[START]
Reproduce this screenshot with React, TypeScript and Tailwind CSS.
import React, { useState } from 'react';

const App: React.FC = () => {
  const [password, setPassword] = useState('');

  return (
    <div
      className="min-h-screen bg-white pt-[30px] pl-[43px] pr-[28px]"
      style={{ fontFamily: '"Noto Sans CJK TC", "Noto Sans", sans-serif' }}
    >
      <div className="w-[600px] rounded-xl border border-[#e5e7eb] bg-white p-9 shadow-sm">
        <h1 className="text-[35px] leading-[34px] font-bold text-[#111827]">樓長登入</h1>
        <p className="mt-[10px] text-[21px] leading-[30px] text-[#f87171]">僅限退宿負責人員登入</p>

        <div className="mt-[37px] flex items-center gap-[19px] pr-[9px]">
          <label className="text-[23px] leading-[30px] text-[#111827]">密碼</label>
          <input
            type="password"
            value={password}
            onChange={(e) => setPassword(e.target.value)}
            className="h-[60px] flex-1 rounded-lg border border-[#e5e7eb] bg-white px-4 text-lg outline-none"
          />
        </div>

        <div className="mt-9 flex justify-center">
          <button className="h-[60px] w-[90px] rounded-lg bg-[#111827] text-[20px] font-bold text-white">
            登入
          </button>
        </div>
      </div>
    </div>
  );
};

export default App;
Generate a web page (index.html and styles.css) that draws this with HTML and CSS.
[END]
[START]
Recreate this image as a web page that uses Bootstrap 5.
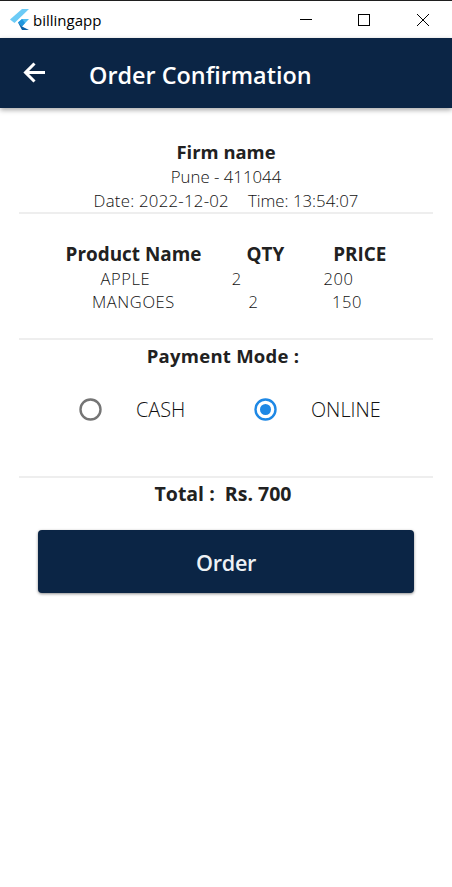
[END]
[START]
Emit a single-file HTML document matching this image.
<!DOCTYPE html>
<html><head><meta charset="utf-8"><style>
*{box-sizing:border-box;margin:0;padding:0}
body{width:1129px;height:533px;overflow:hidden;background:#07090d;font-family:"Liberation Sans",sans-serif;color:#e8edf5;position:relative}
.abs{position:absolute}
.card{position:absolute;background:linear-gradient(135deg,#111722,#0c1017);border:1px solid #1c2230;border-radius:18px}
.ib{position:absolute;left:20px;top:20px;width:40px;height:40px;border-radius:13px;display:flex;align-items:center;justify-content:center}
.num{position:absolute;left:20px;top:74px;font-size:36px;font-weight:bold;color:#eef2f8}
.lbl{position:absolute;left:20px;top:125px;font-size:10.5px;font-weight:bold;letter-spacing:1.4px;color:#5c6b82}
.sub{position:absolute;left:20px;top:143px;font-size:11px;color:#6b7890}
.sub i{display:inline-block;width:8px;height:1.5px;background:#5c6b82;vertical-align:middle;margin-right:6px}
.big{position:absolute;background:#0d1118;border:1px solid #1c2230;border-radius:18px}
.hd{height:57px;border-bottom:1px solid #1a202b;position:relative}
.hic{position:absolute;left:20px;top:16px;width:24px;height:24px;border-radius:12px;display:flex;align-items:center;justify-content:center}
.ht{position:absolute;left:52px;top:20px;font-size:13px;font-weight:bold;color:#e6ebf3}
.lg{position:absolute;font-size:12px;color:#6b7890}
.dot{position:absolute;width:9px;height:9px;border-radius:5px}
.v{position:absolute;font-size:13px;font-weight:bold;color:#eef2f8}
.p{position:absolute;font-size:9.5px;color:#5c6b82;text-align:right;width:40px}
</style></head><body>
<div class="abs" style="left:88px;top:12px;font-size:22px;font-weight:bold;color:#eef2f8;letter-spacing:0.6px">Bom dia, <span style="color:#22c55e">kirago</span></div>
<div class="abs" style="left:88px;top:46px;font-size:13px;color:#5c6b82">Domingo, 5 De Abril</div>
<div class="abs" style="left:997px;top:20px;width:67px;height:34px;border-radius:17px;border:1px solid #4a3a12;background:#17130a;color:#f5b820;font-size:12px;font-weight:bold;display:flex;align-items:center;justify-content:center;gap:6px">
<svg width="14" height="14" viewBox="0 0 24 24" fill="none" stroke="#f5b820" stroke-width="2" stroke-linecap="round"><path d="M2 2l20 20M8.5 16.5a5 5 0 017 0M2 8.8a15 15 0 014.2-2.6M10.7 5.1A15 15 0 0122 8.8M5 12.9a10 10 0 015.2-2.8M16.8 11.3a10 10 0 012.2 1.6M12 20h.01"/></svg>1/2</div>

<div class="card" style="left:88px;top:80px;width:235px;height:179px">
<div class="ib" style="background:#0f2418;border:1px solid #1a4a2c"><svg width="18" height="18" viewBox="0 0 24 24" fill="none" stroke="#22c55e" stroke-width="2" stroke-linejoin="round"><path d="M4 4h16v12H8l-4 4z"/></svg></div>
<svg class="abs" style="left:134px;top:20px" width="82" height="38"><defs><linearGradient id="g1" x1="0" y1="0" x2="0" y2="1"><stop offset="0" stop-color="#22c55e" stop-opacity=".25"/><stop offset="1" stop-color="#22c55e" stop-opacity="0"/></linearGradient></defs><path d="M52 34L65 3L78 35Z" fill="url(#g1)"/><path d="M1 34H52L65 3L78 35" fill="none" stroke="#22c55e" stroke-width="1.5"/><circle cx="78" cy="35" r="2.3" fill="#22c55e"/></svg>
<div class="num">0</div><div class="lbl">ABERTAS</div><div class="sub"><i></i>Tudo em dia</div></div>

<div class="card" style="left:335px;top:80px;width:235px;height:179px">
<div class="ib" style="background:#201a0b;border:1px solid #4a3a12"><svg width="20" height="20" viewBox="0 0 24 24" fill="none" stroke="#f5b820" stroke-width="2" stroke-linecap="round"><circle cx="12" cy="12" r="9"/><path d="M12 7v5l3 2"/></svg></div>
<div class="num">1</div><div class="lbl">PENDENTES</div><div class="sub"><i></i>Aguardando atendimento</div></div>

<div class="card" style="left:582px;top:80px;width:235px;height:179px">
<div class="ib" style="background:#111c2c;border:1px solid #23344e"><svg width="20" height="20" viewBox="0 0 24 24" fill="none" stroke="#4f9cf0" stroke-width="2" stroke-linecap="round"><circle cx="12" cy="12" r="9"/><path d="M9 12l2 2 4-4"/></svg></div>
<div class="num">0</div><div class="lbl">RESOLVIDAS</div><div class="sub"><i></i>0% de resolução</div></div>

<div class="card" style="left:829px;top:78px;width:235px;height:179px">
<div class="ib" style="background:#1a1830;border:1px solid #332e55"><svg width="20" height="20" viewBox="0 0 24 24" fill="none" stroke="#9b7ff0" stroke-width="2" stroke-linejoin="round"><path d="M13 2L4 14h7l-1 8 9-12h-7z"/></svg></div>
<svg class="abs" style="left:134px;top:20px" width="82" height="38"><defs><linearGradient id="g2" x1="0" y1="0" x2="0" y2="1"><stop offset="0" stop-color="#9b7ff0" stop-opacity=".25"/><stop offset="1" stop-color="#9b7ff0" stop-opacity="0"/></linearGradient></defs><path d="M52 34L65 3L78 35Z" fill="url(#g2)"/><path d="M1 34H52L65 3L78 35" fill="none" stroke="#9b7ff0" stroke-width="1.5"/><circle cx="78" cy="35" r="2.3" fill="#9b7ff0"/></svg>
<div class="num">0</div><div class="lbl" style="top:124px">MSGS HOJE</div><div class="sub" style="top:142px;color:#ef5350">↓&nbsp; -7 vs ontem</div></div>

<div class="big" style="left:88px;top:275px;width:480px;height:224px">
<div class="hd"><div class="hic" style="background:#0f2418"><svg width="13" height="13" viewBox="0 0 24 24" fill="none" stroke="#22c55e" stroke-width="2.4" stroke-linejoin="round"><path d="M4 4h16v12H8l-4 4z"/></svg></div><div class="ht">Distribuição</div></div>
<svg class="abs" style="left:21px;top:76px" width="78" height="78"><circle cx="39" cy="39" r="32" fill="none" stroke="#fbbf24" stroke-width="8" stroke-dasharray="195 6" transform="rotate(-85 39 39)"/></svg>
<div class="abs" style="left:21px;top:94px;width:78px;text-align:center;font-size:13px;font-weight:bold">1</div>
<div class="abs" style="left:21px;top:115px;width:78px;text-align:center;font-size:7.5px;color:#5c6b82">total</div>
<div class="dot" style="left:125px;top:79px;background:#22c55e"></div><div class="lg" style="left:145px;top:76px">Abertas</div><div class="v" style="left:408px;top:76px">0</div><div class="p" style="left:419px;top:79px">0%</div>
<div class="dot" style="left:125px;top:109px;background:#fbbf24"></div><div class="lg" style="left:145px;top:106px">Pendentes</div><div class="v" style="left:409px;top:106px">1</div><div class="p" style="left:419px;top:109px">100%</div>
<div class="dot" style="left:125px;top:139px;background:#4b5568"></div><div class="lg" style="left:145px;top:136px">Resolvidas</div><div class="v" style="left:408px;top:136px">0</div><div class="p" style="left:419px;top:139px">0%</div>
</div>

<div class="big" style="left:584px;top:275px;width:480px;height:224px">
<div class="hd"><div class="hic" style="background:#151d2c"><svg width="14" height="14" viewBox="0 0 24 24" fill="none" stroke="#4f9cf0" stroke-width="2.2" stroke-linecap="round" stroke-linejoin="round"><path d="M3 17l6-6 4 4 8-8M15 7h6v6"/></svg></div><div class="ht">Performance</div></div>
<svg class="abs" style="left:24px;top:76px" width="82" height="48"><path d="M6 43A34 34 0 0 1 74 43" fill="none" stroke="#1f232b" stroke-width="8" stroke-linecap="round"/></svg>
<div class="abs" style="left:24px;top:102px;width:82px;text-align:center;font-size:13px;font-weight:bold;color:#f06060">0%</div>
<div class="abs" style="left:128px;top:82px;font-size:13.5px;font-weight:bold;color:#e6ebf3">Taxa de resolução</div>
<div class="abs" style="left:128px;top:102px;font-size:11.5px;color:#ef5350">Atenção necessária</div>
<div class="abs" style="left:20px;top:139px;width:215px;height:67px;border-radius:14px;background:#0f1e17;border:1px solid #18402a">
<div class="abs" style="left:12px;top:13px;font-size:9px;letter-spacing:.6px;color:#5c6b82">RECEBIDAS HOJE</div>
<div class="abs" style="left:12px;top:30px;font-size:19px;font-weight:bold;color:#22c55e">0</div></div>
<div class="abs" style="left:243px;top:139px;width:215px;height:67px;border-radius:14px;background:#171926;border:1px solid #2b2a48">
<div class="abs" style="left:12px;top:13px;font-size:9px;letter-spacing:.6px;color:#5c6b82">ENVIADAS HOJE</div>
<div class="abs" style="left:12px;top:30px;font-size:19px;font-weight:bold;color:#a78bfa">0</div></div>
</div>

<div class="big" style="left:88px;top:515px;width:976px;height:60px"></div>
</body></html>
[END]
* WHAT THE TASK REQUIRES: Give again only the lines that run from the line with "Reproduce this screenshot" to the line with "Generate a web". Include both of those lines exactly as written.

* WORKED ANSWER:
Reproduce this screenshot with React, TypeScript and Tailwind CSS.
import React, { useState } from 'react';

const App: React.FC = () => {
  const [password, setPassword] = useState('');

  return (
    <div
      className="min-h-screen bg-white pt-[30px] pl-[43px] pr-[28px]"
      style={{ fontFamily: '"Noto Sans CJK TC", "Noto Sans", sans-serif' }}
    >
      <div className="w-[600px] rounded-xl border border-[#e5e7eb] bg-white p-9 shadow-sm">
        <h1 className="text-[35px] leading-[34px] font-bold text-[#111827]">樓長登入</h1>
        <p className="mt-[10px] text-[21px] leading-[30px] text-[#f87171]">僅限退宿負責人員登入</p>

        <div className="mt-[37px] flex items-center gap-[19px] pr-[9px]">
          <label className="text-[23px] leading-[30px] text-[#111827]">密碼</label>
          <input
            type="password"
            value={password}
            onChange={(e) => setPassword(e.target.value)}
            className="h-[60px] flex-1 rounded-lg border border-[#e5e7eb] bg-white px-4 text-lg outline-none"
          />
        </div>

        <div className="mt-9 flex justify-center">
          <button className="h-[60px] w-[90px] rounded-lg bg-[#111827] text-[20px] font-bold text-white">
            登入
          </button>
        </div>
      </div>
    </div>
  );
};

export default App;
Generate a web page (index.html and styles.css) that draws this with HTML and CSS.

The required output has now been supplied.